Conventional Mortgage

Conventional Mortgage

When you apply for a home loan, you have the option of choosing between a government-backed mortgage. like an FHA loan, or a conventional mortgage. Rather than being insured by the federal government, conventional mortgages are insured by a private company.

Because they do not have government backing, conventional home loans are a higher risk, which means you can expect stricter income and credit requirements. If you qualify, conventional loans offer many advantages, and they are often more affordable.

Conventional Mortgages

Benefits of a Conventional Loan


 

Conventional mortgages are often the best choice for borrowers who have excellent credit and a down payment of at least 20 percent. These loans can be used to buy a primary home, second home or investment property, unlike FHA or VA loans, which may only be used for a primary home. Conventional loans are available with many terms ranging from one year to 40 years, and they are available as a fixed-rate or adjustable-rate mortgage.

The advantages of a conventional mortgage include:

  • Lower fees than an FHA loan.
  • Private mortgage insurance, or PMI, will only be necessary if you put less than 20 percent down on the home.
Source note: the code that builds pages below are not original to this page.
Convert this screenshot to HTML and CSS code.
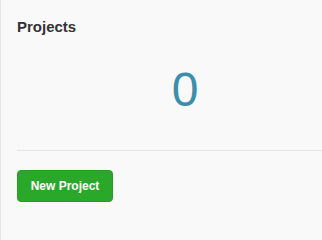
FILE: index.html
```html
<!DOCTYPE html>
<html>
<head>
<meta charset="utf-8">
<link rel="stylesheet" href="styles.css">
</head>
<body>
<div class="panel">
  <h3 class="title">Projects</h3>
  <div class="stat">0</div>
  <hr class="divider">
  <button class="btn">New Project</button>
</div>
</body>
</html>
```
FILE: styles.css
```css
html, body {
  margin: 0;
  padding: 0;
  background: #f9f9f9;
  overflow: hidden;
  height: 100%;
}
.panel {
  border-left: 1px solid #e6e6e6;
  padding: 18px 0 0 16px;
  height: 100%;
  box-sizing: border-box;
  font-family: "Liberation Sans", Arial, sans-serif;
}
.title {
  margin: 0;
  font-size: 15px;
  line-height: 18px;
  font-weight: bold;
  color: #333333;
}
.stat {
  margin-top: 30px;
  padding-left: 31px;
  text-align: center;
  font-size: 48px;
  line-height: 48px;
  color: #3d8eab;
}
.divider {
  margin: 36px 0 19px 0;
  border: 0;
  border-top: 1px solid #e5e5e5;
  height: 0;
}
.btn {
  display: block;
  height: 32px;
  padding: 0;
  width: 96px;
  white-space: nowrap;
  box-sizing: border-box;
  border: 1px solid #25a025;
  border-radius: 4px;
  background: #29a829;
  color: #ffffff;
  font-family: "Liberation Sans", Arial, sans-serif;
  font-size: 12px;
  font-weight: bold;
  line-height: 30px;
  text-align: center;
}
```
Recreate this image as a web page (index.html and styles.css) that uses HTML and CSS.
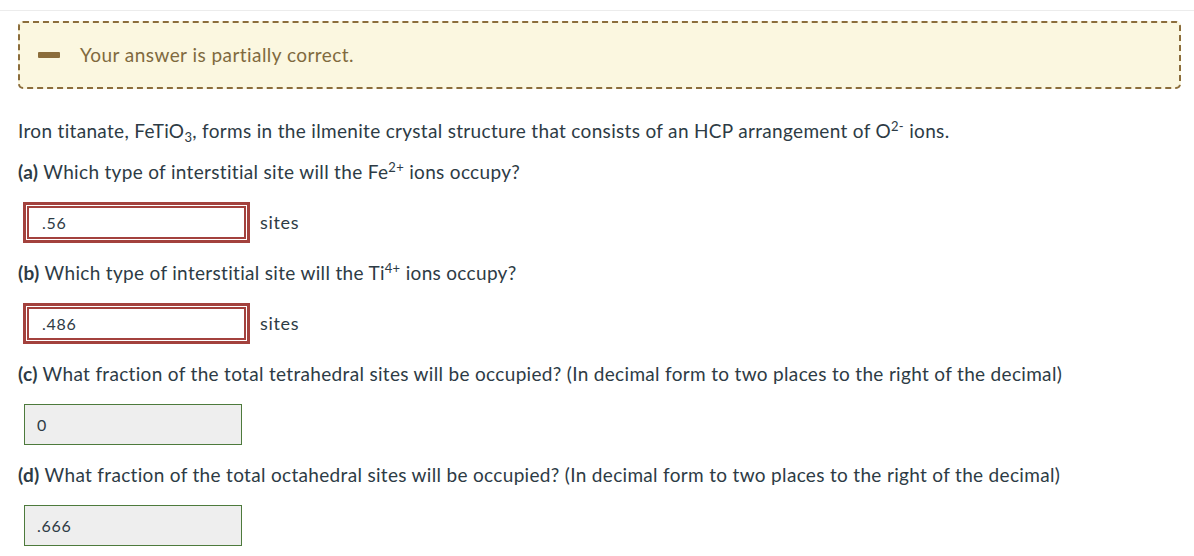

PMI will be canceled once you build enough equity in the home, unlike an FHA loan, on which mortgage insurance must be paid for the life of the loan.
  • Down payment can be as low as 3 percent for well-qualified buyers.
  • Loans usually close faster.
FHA Loan

Do You Qualify for a Conventional Loan?

Keep in mind, conventional mortgages are usually harder to obtain than a government-backed loan.
We will want to see the following:


 
  • FICO score of at least 620
  • Down payment as low as 3%
  • Monthly housing costs of no more than 28 percent of gross monthly income
  • Monthly debt not exceeding 36 percent of gross monthly income
  • Discharged from Chapter 7 bankruptcy (if applicable) for a minimum of four years

If you qualify, there is a good chance a conventional loan is a better option than an FHA loan. FHA loans have become much more expensive over the last few years with rising mortgage insurance premiums.

If you are trying to choose between a government-insured mortgage and a conventional home loan, it can help to think about your priorities. If you have great credit and can put down at least 20 percent, the conventional loan option will save you more money. If you want to pay less up front in exchange for a higher monthly payment, a government-insured loan may be a better choice.